-- REQUEST --
Pull out all lines from the listing below in which the word "this" appears.

- - -

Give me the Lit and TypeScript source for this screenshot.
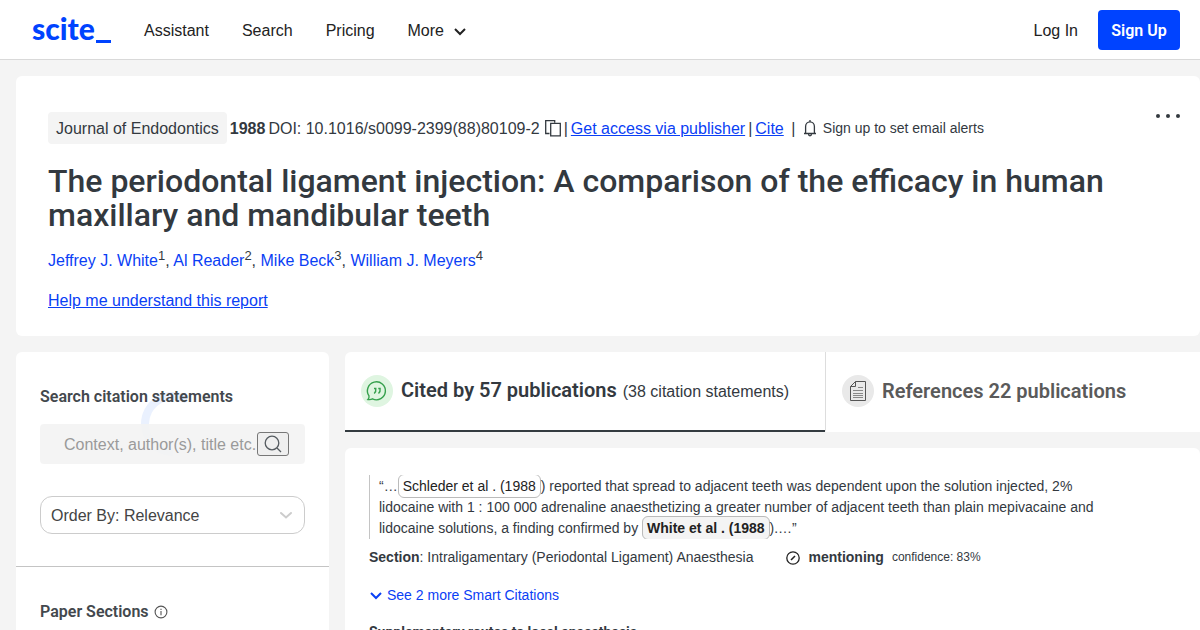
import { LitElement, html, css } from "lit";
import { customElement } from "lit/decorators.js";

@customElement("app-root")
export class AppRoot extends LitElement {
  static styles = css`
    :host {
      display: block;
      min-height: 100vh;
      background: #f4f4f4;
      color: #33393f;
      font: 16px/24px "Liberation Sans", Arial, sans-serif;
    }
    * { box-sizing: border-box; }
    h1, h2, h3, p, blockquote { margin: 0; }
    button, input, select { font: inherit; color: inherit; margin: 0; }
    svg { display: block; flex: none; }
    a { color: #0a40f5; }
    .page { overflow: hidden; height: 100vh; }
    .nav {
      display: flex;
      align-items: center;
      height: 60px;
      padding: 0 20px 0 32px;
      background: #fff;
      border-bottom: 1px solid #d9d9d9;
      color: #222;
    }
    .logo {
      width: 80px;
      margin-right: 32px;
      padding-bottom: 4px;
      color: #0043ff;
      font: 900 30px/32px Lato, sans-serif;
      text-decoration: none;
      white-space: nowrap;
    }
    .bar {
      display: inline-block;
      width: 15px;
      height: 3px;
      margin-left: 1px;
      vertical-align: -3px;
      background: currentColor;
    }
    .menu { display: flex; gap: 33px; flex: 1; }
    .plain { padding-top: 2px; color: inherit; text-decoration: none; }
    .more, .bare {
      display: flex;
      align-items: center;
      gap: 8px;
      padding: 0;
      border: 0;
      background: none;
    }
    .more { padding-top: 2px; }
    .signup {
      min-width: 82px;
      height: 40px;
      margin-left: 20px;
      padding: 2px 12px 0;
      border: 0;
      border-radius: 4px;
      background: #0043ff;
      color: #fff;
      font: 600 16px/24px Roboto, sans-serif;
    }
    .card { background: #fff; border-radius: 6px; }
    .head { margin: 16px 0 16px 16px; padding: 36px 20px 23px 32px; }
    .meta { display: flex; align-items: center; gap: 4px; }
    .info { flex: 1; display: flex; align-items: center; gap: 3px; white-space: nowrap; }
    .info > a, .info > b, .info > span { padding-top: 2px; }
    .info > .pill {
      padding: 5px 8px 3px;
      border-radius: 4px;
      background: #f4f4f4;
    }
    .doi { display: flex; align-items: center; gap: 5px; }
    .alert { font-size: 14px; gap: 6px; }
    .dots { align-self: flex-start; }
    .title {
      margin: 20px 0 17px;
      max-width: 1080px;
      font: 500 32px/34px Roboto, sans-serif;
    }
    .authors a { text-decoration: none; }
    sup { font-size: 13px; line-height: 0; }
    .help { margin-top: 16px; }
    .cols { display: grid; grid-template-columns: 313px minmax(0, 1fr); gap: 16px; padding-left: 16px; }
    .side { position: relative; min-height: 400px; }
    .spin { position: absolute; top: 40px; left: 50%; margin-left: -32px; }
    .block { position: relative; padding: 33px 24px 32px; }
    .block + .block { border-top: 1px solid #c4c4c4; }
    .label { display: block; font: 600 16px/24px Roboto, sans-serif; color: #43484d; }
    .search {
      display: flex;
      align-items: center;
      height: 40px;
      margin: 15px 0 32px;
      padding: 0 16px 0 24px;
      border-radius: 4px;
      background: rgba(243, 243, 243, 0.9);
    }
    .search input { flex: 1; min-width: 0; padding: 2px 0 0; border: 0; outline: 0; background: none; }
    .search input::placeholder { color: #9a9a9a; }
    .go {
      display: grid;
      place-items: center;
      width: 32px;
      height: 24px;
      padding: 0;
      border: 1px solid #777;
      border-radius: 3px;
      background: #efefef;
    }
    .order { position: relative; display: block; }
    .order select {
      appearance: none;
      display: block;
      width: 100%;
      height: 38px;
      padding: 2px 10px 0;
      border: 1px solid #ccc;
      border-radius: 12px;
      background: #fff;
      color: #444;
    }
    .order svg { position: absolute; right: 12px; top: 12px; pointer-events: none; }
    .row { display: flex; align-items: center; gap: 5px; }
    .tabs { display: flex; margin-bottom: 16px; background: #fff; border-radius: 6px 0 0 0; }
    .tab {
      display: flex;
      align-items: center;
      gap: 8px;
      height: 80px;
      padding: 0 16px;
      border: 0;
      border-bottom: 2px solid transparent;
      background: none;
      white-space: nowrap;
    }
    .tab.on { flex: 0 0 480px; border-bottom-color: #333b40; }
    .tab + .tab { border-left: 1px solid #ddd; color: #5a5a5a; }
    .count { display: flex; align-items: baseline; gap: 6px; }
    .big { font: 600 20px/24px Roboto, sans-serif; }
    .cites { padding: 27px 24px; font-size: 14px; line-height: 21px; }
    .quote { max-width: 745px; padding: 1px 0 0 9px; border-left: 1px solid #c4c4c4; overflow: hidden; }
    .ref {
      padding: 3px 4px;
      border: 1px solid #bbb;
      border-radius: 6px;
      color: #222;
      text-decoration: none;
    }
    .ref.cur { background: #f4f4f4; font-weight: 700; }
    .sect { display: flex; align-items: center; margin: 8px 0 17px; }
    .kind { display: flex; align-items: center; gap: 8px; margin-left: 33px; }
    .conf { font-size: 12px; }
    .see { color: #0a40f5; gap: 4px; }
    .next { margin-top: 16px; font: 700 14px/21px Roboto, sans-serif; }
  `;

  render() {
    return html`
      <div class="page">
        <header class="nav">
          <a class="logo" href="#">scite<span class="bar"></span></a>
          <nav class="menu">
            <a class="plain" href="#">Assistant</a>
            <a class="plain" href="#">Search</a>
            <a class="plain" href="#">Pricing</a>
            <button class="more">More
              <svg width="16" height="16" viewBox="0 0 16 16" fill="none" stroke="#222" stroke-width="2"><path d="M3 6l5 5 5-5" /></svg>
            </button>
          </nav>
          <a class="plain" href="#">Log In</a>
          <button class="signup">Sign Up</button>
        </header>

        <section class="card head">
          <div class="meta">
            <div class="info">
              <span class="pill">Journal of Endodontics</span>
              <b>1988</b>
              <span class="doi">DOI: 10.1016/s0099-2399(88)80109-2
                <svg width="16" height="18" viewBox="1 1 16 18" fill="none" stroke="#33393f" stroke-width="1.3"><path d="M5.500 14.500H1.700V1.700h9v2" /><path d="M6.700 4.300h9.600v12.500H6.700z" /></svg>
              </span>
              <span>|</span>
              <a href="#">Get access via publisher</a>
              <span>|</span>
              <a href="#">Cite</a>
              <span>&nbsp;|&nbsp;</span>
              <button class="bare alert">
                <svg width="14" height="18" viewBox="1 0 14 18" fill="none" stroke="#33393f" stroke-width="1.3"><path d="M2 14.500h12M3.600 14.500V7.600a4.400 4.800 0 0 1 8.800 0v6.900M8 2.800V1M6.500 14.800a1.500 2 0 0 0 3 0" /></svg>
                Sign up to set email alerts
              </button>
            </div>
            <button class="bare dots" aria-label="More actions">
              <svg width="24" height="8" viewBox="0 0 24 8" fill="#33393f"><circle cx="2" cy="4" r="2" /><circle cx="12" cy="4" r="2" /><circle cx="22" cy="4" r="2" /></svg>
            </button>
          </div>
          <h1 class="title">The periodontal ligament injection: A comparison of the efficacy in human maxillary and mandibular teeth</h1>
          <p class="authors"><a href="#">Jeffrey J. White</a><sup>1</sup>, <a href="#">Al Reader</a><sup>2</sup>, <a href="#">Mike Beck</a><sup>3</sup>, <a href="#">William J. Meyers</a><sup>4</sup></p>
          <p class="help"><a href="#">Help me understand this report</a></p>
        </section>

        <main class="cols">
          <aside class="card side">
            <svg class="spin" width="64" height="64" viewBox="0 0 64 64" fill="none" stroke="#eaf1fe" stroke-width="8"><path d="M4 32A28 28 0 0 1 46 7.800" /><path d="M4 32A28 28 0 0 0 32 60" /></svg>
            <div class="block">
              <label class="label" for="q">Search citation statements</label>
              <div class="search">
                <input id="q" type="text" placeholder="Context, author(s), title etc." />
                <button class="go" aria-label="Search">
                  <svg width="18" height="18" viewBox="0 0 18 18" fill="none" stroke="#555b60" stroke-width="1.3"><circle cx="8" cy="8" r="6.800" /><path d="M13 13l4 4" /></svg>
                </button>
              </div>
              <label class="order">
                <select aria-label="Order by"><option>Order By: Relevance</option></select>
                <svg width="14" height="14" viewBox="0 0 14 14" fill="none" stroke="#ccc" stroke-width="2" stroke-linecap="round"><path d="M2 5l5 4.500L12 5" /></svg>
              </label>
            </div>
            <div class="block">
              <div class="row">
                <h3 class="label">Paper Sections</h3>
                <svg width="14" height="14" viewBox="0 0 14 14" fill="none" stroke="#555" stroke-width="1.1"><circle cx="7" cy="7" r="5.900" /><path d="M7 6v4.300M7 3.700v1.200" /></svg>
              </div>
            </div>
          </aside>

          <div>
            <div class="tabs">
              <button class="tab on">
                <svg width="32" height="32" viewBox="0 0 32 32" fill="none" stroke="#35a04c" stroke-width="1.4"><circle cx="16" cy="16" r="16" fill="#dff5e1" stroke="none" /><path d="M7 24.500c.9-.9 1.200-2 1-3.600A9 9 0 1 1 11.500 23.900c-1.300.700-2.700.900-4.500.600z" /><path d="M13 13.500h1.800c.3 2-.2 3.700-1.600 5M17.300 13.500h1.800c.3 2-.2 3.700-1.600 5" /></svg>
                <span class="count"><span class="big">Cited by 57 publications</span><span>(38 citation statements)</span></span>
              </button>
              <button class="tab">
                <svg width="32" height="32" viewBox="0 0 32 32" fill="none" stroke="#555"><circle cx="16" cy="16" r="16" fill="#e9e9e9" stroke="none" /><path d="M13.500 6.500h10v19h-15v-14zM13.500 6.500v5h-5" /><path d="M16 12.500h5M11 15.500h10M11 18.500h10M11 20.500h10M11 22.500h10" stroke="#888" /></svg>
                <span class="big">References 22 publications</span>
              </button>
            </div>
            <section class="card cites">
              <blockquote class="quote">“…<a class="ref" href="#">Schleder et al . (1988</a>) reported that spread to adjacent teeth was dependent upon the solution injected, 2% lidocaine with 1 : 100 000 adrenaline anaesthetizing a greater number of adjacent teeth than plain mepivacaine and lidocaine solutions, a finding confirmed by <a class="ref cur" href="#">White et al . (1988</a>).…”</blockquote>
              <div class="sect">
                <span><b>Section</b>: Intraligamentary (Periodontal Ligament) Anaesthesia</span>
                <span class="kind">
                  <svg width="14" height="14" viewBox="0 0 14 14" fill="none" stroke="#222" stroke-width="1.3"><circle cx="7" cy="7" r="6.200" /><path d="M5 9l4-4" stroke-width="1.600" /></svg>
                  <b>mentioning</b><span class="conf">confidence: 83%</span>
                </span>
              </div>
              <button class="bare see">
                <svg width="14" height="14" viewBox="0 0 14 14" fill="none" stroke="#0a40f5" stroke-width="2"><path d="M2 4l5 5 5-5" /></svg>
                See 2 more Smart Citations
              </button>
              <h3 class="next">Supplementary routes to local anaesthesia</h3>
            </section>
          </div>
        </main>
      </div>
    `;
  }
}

- - -

-- SOLVED EXERCISE --
Give me the Lit and TypeScript source for this screenshot.
          <p class="help"><a href="#">Help me understand this report</a></p>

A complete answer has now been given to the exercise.